How to select a metal detector frequency
What metal detector to choose – multiple-frequency or single-frequency one?
The operating frequency you select highly depends on what you are planning to look for. If you aim at small coins, earrings, other small non-ferrous targets, you should get a device with high operating frequency. In case if your targets are large coins, bullet casings, buckles, etc., you should select a medium frequency. If you are going to look for deep hidden hoards, helmets, or wood choppers, choose a low-frequency metal detector.

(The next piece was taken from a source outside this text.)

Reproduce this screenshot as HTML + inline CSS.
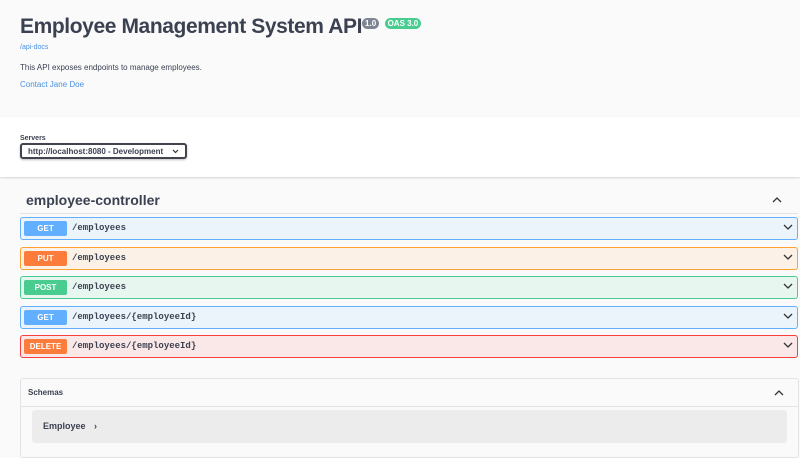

A standard approach is the following: during the 1st season to make sure you’ll learn using a metal detector and get the idea about the potential of this specific area where you go metal detecting and what you can find here, it’s better to use a metal detector with a medium operating frequency.
Moreover, such frequency is used in most metal detectors for beginners. At that, taking into account how trashy some areas are – these devices have a mono-coil (concentric one), which is also often used for inexpensive devices of beginner level. Such search coils are multi-purpose ones and perfectly balanced.
When the 2nd season starts, it will be clearer for you in which direction to move when selecting the device coil size and frequency considering this specific area and your existing preferences. By that time, you’ll know what small and large search coils are for, which frequency is more productive regarding some specific targets.
It is more efficient to use metal detectors with several frequencies or multi-frequency ones. Moreover, nowadays, the multi-frequency feature has become available even for simpler device models (see Minelab Vanquish). If you can’t afford getting such a device, get a single-frequency metal detector. Don’t worry, you’ll find your treasures anyway, you won’t miss anything.